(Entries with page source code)
┄┄┄┄┄┄┄┄┄┄

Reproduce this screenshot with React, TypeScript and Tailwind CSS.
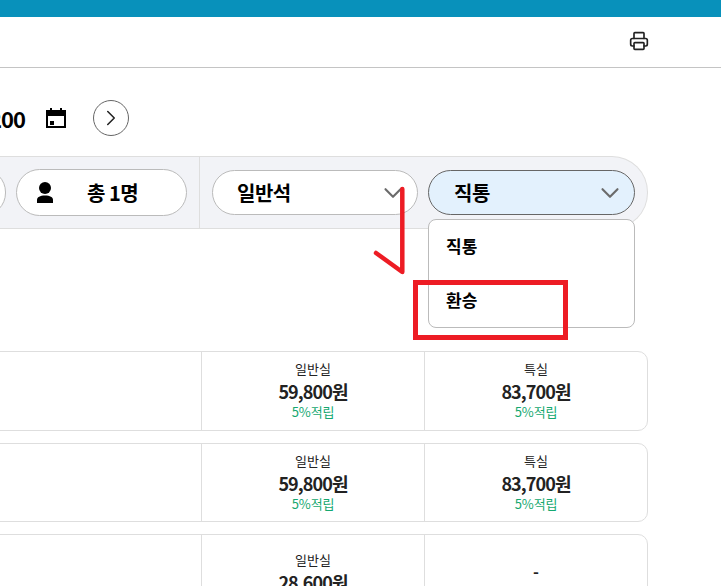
import { ChevronDown, ChevronRight, Printer } from 'lucide-react';

const rows = [
  { first: '59,800원', second: '83,700원', height: 'h-[80px]', pad: 'pt-[6px]' },
  { first: '59,800원', second: '83,700원', height: 'h-[79px]', pad: 'pt-[6px]' },
  { first: '28,600원', second: null, height: 'h-[80px]', pad: 'pt-[14px]' },
];

function Fare({ label, price, pad }: { label: string; price: string; pad: string }) {
  return (
    <div className={`flex flex-col items-center ${pad}`}>
      <span className="text-[13px] leading-[21px] tracking-[0.1px] text-[#222]">{label}</span>
      <span className="text-[18px] leading-[25px] font-bold tracking-[-0.9px] text-[#222]">{price}</span>
      <span className="text-[13px] leading-[15px] tracking-[-0.2px] text-[#16a870]">5%적립</span>
    </div>
  );
}

export default function App() {
  return (
    <div className="relative w-[721px] h-[586px] overflow-hidden bg-white font-['Noto_Sans_CJK_KR','Noto_Sans',sans-serif]">
      <div className="h-[17px] bg-[#0891bb]" />

      {/* 상단 인쇄 버튼 */}
      <div className="flex justify-end items-center pr-[72px] pb-[2px] h-[51px] border-b border-[#c4c4c4]">
        <Printer size={20} strokeWidth={2} className="text-[#222]" />
      </div>

      {/* 날짜 */}
      <div className="flex items-center mt-[32px] h-[36px] -ml-[11px]">
        <span className="text-[22px] font-bold leading-none tracking-[-1px] text-black">200</span>
        <svg viewBox="0 0 20 20" className="ml-[21px] w-[20px] h-[20px]">
          <path
            fill="#000"
            d="M4 0h2v2h8V0h2v2h4v18H0V2h4V0zM2 8v10h16V8H2zm2 5h4v4H4v-4z"
          />
        </svg>
        <button className="flex justify-center items-center ml-[27px] border border-[#666] rounded-full w-[36px] h-[36px]">
          <ChevronRight size={26} strokeWidth={1.4} className="text-[#222]" />
        </button>
      </div>

      {/* 검색 조건 */}
      <div className="relative mt-[20px] w-[648px]">
        <div className="flex items-center bg-[#f2f3f7] border-y border-r border-[#dedede] rounded-r-[36px] h-[73px]">
          <div className="shrink-0 -ml-[40px] bg-white border border-[#bbb] rounded-[24px] w-[46px] h-[47px]" />
          <div className="flex shrink-0 items-center ml-[10px] bg-white border border-[#bbb] rounded-[24px] w-[171px] h-[47px]">
            <svg viewBox="0 0 16 21" className="ml-[20px] w-[16px] h-[21px]">
              <circle cx="8" cy="6" r="6" fill="#000" />
              <path fill="#000" d="M0 21v-3c0-3 3-4.500 8-4.500s8 1.500 8 4.500v3H0z" />
            </svg>
            <span className="ml-[34px] text-[20px] font-bold tracking-[-0.5px] text-black">총 1명</span>
          </div>
          <div className="self-stretch shrink-0 ml-[12px] border-l border-[#dedede]" />
          <div className="flex shrink-0 justify-between items-center ml-[12px] bg-white border border-[#bbb] rounded-[23px] pr-[9px] pl-[24px] w-[206px] h-[45px]">
            <span className="text-[20px] font-bold tracking-[-0.5px] text-black">일반석</span>
            <ChevronDown size={30} strokeWidth={1.7} className="text-[#6b6b6b]" />
          </div>
          <div className="flex shrink-0 justify-between items-center ml-[10px] bg-[#e3f1fd] border border-[#666] rounded-[23px] pr-[9px] pl-[25px] w-[207px] h-[45px]">
            <span className="text-[20px] font-bold tracking-[-0.5px] text-black">직통</span>
            <ChevronDown size={30} strokeWidth={1.7} className="text-[#6b6b6b]" />
          </div>
        </div>

        {/* 드롭다운 */}
        <div className="absolute top-[63px] left-[428px] z-10 flex flex-col bg-white border border-[#bbb] rounded-[8px] pl-[17px] w-[207px] h-[109px]">
          <span className="mt-[11px] text-[17px] leading-[30px] font-bold text-black">직통</span>
          <span className="mt-[24px] text-[17px] leading-[30px] font-bold text-black">환승</span>
        </div>
      </div>

      {/* 요금 목록 */}
      <div className="flex flex-col gap-[12px] mt-[122px] -ml-[20px] w-[668px]">
        {rows.map((row, i) => (
          <div key={i} className={`grid grid-cols-[221px_223px_1fr] border border-[#dedede] rounded-[10px] shrink-0 ${row.height}`}>
            <div className="border-r border-[#dedede]" />
            <div className="border-r border-[#dedede]">
              <Fare label="일반실" price={row.first} pad={row.pad} />
            </div>
            {row.second ? (
              <Fare label="특실" price={row.second} pad={row.pad} />
            ) : (
              <div className="pt-[24px] text-center text-[16px] font-bold text-[#222]">-</div>
            )}
          </div>
        ))}
      </div>

      {/* 빨간 주석 */}
      <svg viewBox="0 0 721 586" className="absolute top-0 left-0 z-20 w-[721px] h-[586px] pointer-events-none">
        <path d="M402.300 189V272L376 253" fill="none" stroke="#ed1c24" strokeWidth="4.500" strokeLinecap="round" strokeLinejoin="round" />
        <rect x="415.500" y="282.500" width="150" height="55" fill="none" stroke="#ed1c24" strokeWidth="5" />
      </svg>
    </div>
  );
}
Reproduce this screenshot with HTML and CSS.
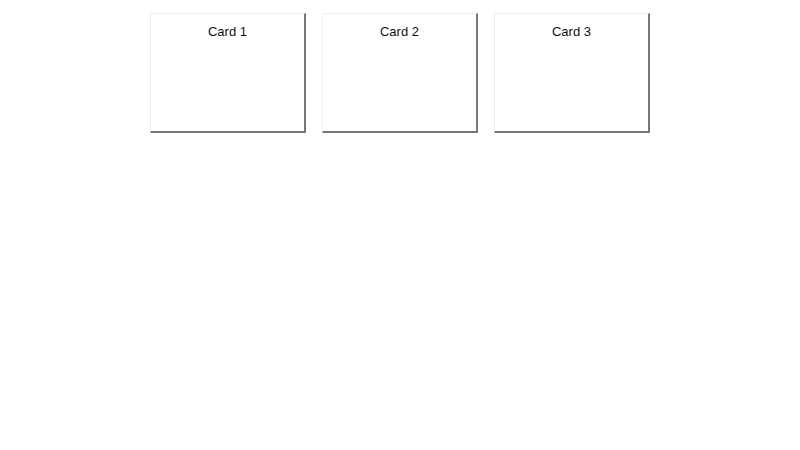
FILE: index.html
```
<!DOCTYPE html>
<html lang="en">
<head>
  <meta charset="UTF-8">
  <title>Cards</title>
  <link rel="stylesheet" href="styles.css">
</head>
<body>
  <div class="card-row">
    <div class="card">Card 1</div>
    <div class="card">Card 2</div>
    <div class="card">Card 3</div>
  </div>
</body>
</html>
```

FILE: styles.css
```
body {
  margin: 0;
  padding: 13px 0 0;
  font-family: "Liberation Sans", Arial, sans-serif;
  font-size: 13px;
  color: #111;
  background: #fff;
}

/* row of three equal cards */
.card-row {
  display: flex;
  gap: 16px;
  max-width: 500px;
  margin: 0 auto;
}

/* light top/left edge, darker raised edge on the right and bottom */
.card {
  flex: 1;
  box-sizing: border-box;
  height: 120px;
  padding: 10px;
  text-align: center;
  background: #fff;
  border-top: 1px solid #eee;
  border-left: 1px solid #eee;
  border-right: 2px solid #777;
  border-bottom: 2px solid #777;
}
```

┄┄┄┄┄┄┄┄┄┄

Task to carry out:
Restate each entry word for word, please, but drop any images it holds.

Response to this task:
Reproduce this screenshot with React, TypeScript and Tailwind CSS.
import { ChevronDown, ChevronRight, Printer } from 'lucide-react';

const rows = [
  { first: '59,800원', second: '83,700원', height: 'h-[80px]', pad: 'pt-[6px]' },
  { first: '59,800원', second: '83,700원', height: 'h-[79px]', pad: 'pt-[6px]' },
  { first: '28,600원', second: null, height: 'h-[80px]', pad: 'pt-[14px]' },
];

function Fare({ label, price, pad }: { label: string; price: string; pad: string }) {
  return (
    <div className={`flex flex-col items-center ${pad}`}>
      <span className="text-[13px] leading-[21px] tracking-[0.1px] text-[#222]">{label}</span>
      <span className="text-[18px] leading-[25px] font-bold tracking-[-0.9px] text-[#222]">{price}</span>
      <span className="text-[13px] leading-[15px] tracking-[-0.2px] text-[#16a870]">5%적립</span>
    </div>
  );
}

export default function App() {
  return (
    <div className="relative w-[721px] h-[586px] overflow-hidden bg-white font-['Noto_Sans_CJK_KR','Noto_Sans',sans-serif]">
      <div className="h-[17px] bg-[#0891bb]" />

      {/* 상단 인쇄 버튼 */}
      <div className="flex justify-end items-center pr-[72px] pb-[2px] h-[51px] border-b border-[#c4c4c4]">
        <Printer size={20} strokeWidth={2} className="text-[#222]" />
      </div>

      {/* 날짜 */}
      <div className="flex items-center mt-[32px] h-[36px] -ml-[11px]">
        <span className="text-[22px] font-bold leading-none tracking-[-1px] text-black">200</span>
        <svg viewBox="0 0 20 20" className="ml-[21px] w-[20px] h-[20px]">
          <path
            fill="#000"
            d="M4 0h2v2h8V0h2v2h4v18H0V2h4V0zM2 8v10h16V8H2zm2 5h4v4H4v-4z"
          />
        </svg>
        <button className="flex justify-center items-center ml-[27px] border border-[#666] rounded-full w-[36px] h-[36px]">
          <ChevronRight size={26} strokeWidth={1.4} className="text-[#222]" />
        </button>
      </div>

      {/* 검색 조건 */}
      <div className="relative mt-[20px] w-[648px]">
        <div className="flex items-center bg-[#f2f3f7] border-y border-r border-[#dedede] rounded-r-[36px] h-[73px]">
          <div className="shrink-0 -ml-[40px] bg-white border border-[#bbb] rounded-[24px] w-[46px] h-[47px]" />
          <div className="flex shrink-0 items-center ml-[10px] bg-white border border-[#bbb] rounded-[24px] w-[171px] h-[47px]">
            <svg viewBox="0 0 16 21" className="ml-[20px] w-[16px] h-[21px]">
              <circle cx="8" cy="6" r="6" fill="#000" />
              <path fill="#000" d="M0 21v-3c0-3 3-4.500 8-4.500s8 1.500 8 4.500v3H0z" />
            </svg>
            <span className="ml-[34px] text-[20px] font-bold tracking-[-0.5px] text-black">총 1명</span>
          </div>
          <div className="self-stretch shrink-0 ml-[12px] border-l border-[#dedede]" />
          <div className="flex shrink-0 justify-between items-center ml-[12px] bg-white border border-[#bbb] rounded-[23px] pr-[9px] pl-[24px] w-[206px] h-[45px]">
            <span className="text-[20px] font-bold tracking-[-0.5px] text-black">일반석</span>
            <ChevronDown size={30} strokeWidth={1.7} className="text-[#6b6b6b]" />
          </div>
          <div className="flex shrink-0 justify-between items-center ml-[10px] bg-[#e3f1fd] border border-[#666] rounded-[23px] pr-[9px] pl-[25px] w-[207px] h-[45px]">
            <span className="text-[20px] font-bold tracking-[-0.5px] text-black">직통</span>
            <ChevronDown size={30} strokeWidth={1.7} className="text-[#6b6b6b]" />
          </div>
        </div>

        {/* 드롭다운 */}
        <div className="absolute top-[63px] left-[428px] z-10 flex flex-col bg-white border border-[#bbb] rounded-[8px] pl-[17px] w-[207px] h-[109px]">
          <span className="mt-[11px] text-[17px] leading-[30px] font-bold text-black">직통</span>
          <span className="mt-[24px] text-[17px] leading-[30px] font-bold text-black">환승</span>
        </div>
      </div>

      {/* 요금 목록 */}
      <div className="flex flex-col gap-[12px] mt-[122px] -ml-[20px] w-[668px]">
        {rows.map((row, i) => (
          <div key={i} className={`grid grid-cols-[221px_223px_1fr] border border-[#dedede] rounded-[10px] shrink-0 ${row.height}`}>
            <div className="border-r border-[#dedede]" />
            <div className="border-r border-[#dedede]">
              <Fare label="일반실" price={row.first} pad={row.pad} />
            </div>
            {row.second ? (
              <Fare label="특실" price={row.second} pad={row.pad} />
            ) : (
              <div className="pt-[24px] text-center text-[16px] font-bold text-[#222]">-</div>
            )}
          </div>
        ))}
      </div>

      {/* 빨간 주석 */}
      <svg viewBox="0 0 721 586" className="absolute top-0 left-0 z-20 w-[721px] h-[586px] pointer-events-none">
        <path d="M402.300 189V272L376 253" fill="none" stroke="#ed1c24" strokeWidth="4.500" strokeLinecap="round" strokeLinejoin="round" />
        <rect x="415.500" y="282.500" width="150" height="55" fill="none" stroke="#ed1c24" strokeWidth="5" />
      </svg>
    </div>
  );
}
Reproduce this screenshot with HTML and CSS.
FILE: index.html
```
<!DOCTYPE html>
<html lang="en">
<head>
  <meta charset="UTF-8">
  <title>Cards</title>
  <link rel="stylesheet" href="styles.css">
</head>
<body>
  <div class="card-row">
    <div class="card">Card 1</div>
    <div class="card">Card 2</div>
    <div class="card">Card 3</div>
  </div>
</body>
</html>
```

FILE: styles.css
```
body {
  margin: 0;
  padding: 13px 0 0;
  font-family: "Liberation Sans", Arial, sans-serif;
  font-size: 13px;
  color: #111;
  background: #fff;
}

/* row of three equal cards */
.card-row {
  display: flex;
  gap: 16px;
  max-width: 500px;
  margin: 0 auto;
}

/* light top/left edge, darker raised edge on the right and bottom */
.card {
  flex: 1;
  box-sizing: border-box;
  height: 120px;
  padding: 10px;
  text-align: center;
  background: #fff;
  border-top: 1px solid #eee;
  border-left: 1px solid #eee;
  border-right: 2px solid #777;
  border-bottom: 2px solid #777;
}
```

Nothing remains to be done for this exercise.